#### Objective
Return a copy of each line that holds the string "React".

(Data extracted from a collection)
===
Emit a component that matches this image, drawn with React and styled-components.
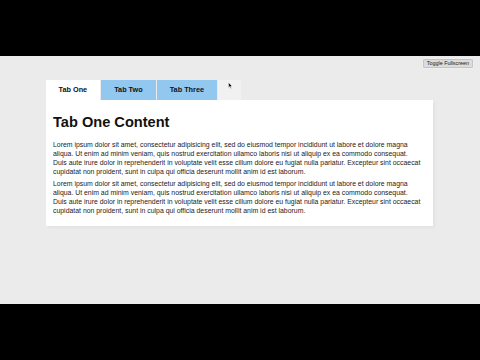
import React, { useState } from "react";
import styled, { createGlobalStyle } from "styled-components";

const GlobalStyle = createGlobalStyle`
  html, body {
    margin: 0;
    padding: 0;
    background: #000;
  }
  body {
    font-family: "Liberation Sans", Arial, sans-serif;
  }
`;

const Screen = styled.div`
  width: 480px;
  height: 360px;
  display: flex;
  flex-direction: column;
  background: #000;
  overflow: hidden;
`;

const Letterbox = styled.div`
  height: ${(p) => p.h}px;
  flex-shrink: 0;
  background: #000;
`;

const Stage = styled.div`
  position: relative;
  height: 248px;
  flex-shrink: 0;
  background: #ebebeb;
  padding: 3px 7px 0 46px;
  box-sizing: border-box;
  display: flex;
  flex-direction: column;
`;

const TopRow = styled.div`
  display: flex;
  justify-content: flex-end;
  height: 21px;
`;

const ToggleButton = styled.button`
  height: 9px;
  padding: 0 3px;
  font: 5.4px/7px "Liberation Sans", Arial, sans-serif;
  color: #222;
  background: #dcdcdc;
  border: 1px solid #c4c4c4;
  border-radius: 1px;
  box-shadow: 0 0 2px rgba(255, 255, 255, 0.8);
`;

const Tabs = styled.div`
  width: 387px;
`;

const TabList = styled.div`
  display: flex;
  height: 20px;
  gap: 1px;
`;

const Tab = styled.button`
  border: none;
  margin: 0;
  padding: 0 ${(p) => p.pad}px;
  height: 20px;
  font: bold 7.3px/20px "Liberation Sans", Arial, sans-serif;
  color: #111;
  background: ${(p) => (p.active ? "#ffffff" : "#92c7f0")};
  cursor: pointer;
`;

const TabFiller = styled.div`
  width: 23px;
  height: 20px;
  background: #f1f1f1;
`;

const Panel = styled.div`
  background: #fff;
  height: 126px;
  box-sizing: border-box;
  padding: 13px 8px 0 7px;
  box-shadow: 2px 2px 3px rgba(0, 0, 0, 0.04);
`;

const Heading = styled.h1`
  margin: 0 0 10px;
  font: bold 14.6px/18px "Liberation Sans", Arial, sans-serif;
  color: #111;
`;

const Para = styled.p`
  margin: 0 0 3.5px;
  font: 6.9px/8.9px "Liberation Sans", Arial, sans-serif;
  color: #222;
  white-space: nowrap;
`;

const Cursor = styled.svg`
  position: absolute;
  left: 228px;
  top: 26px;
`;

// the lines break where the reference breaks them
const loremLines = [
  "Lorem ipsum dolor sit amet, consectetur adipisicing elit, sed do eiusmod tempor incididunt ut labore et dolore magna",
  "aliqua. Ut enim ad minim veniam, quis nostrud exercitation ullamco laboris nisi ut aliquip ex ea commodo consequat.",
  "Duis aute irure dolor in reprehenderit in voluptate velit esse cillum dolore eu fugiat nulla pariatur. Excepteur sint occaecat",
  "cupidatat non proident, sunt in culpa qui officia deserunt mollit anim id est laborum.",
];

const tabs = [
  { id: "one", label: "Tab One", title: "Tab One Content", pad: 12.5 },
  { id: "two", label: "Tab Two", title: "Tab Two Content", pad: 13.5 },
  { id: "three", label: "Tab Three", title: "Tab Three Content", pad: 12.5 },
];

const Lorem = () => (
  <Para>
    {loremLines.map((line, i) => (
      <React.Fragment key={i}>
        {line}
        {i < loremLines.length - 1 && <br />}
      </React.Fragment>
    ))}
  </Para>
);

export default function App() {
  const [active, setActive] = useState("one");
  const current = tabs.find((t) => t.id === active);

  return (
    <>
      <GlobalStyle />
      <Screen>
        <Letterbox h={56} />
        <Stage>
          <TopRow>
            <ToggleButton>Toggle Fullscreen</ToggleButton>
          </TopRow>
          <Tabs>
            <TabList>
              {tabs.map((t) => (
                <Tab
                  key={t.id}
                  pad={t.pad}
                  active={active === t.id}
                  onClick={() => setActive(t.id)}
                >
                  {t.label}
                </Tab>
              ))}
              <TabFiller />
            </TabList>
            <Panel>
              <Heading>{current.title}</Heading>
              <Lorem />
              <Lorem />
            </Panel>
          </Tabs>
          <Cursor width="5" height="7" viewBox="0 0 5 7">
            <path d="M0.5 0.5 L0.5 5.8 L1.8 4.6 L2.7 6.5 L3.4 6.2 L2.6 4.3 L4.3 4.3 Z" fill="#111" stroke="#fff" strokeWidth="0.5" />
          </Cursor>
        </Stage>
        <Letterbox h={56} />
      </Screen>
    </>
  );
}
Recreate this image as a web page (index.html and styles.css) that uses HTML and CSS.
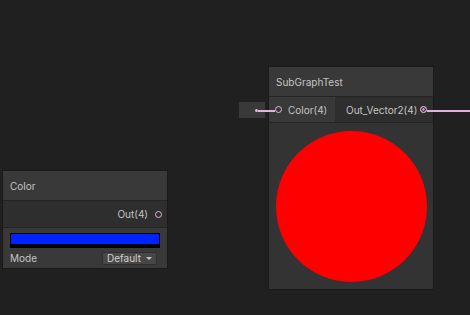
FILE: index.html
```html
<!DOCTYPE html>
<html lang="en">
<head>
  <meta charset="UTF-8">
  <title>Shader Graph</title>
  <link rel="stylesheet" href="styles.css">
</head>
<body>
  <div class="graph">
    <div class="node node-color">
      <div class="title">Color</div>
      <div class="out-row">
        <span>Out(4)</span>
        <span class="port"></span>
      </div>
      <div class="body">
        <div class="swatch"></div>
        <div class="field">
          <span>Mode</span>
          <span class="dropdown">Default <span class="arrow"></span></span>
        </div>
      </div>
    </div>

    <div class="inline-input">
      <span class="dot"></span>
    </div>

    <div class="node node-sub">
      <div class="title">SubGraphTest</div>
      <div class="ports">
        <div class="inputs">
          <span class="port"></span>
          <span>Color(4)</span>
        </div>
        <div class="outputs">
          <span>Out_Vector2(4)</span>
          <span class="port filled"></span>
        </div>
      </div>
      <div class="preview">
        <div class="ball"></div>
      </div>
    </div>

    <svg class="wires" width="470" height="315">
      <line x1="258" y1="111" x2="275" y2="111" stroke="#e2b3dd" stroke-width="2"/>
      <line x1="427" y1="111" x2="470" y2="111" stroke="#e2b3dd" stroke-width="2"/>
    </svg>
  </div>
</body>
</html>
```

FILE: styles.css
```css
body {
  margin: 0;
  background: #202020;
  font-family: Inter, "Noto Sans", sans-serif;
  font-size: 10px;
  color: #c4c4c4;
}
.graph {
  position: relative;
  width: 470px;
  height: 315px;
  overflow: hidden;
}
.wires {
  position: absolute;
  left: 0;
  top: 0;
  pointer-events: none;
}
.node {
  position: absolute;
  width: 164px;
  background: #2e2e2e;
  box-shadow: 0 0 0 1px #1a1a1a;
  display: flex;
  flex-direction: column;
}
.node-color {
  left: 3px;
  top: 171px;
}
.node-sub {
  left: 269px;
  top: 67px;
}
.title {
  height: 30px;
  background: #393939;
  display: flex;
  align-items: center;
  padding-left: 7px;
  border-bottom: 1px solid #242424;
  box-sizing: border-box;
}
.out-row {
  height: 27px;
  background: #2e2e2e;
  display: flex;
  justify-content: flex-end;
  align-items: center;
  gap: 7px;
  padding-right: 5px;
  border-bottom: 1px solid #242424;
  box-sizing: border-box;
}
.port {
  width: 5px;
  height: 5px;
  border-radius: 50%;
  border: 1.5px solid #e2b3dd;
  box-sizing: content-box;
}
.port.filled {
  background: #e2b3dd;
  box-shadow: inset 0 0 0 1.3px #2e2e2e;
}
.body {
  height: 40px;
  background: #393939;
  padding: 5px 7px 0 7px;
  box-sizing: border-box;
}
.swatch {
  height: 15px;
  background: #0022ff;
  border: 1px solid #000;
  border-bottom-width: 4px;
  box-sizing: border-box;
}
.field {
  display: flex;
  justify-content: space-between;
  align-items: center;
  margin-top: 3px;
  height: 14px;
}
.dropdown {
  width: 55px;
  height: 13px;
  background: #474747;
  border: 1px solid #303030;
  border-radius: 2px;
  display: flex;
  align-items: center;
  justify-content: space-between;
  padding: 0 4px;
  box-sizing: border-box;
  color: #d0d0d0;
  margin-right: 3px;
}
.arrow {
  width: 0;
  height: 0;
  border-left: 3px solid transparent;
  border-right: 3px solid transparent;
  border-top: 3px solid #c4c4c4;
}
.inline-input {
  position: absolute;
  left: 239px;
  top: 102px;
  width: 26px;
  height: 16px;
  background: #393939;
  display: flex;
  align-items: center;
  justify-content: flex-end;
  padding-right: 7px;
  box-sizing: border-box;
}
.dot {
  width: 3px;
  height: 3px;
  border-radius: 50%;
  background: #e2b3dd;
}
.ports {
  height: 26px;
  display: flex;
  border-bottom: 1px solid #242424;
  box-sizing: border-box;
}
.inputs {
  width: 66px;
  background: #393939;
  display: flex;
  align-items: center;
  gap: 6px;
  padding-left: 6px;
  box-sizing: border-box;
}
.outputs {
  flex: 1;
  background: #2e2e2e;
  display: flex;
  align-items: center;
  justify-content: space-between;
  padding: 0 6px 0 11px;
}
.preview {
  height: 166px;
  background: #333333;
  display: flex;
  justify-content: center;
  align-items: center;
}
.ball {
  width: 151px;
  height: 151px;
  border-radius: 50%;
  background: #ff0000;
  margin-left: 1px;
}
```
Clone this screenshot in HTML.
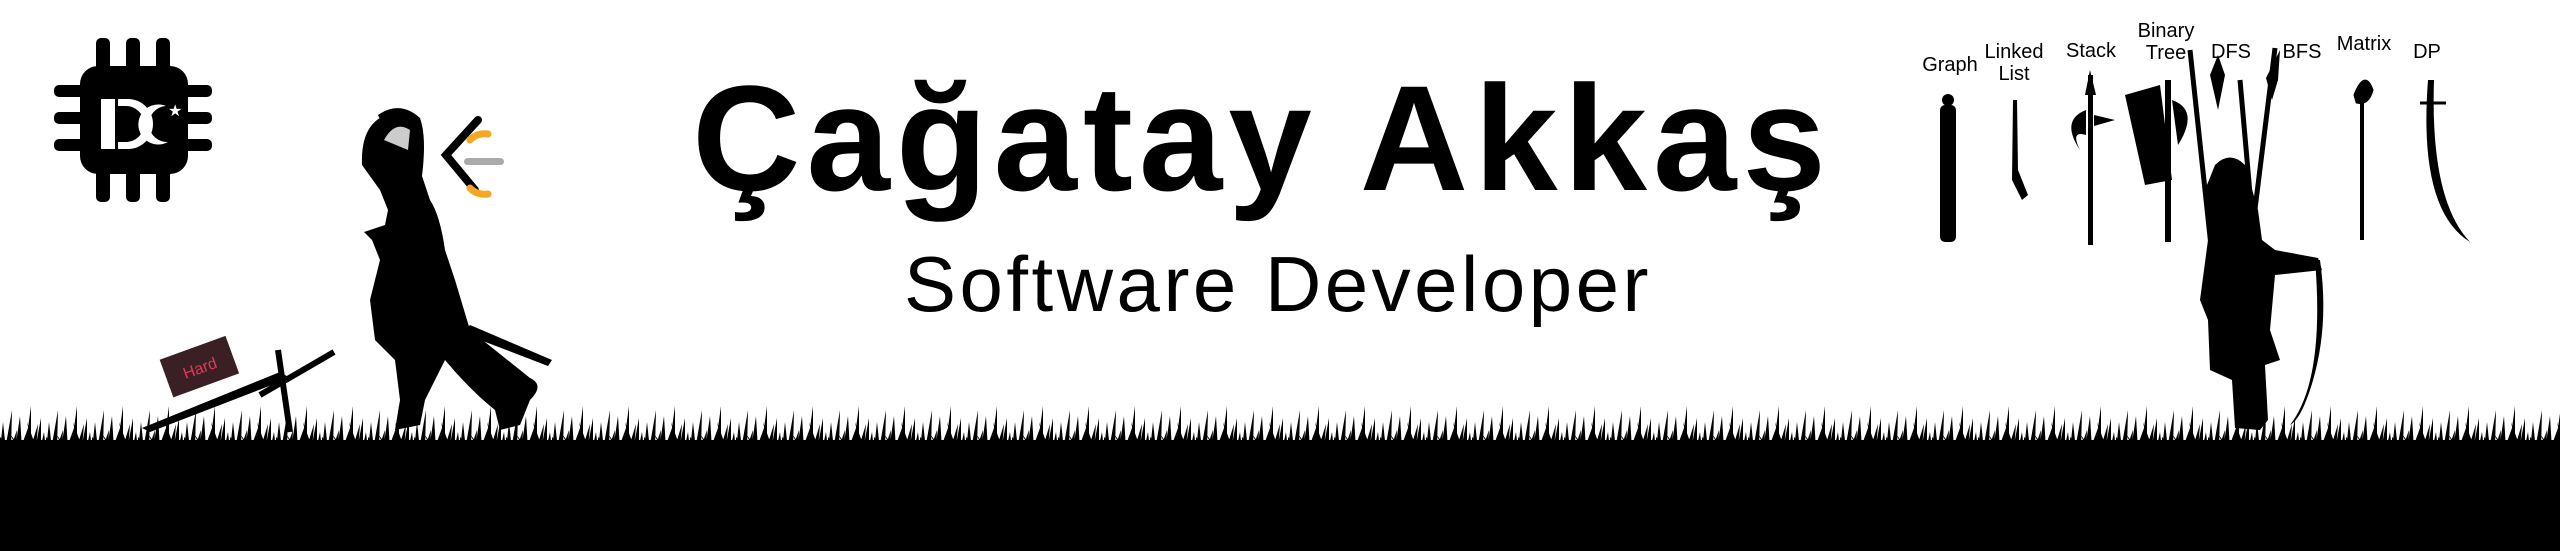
===
#### Result
Emit a component that matches this image, drawn with React and styled-components.
import React, { useState } from "react";
      <React.Fragment key={i}>
      </React.Fragment>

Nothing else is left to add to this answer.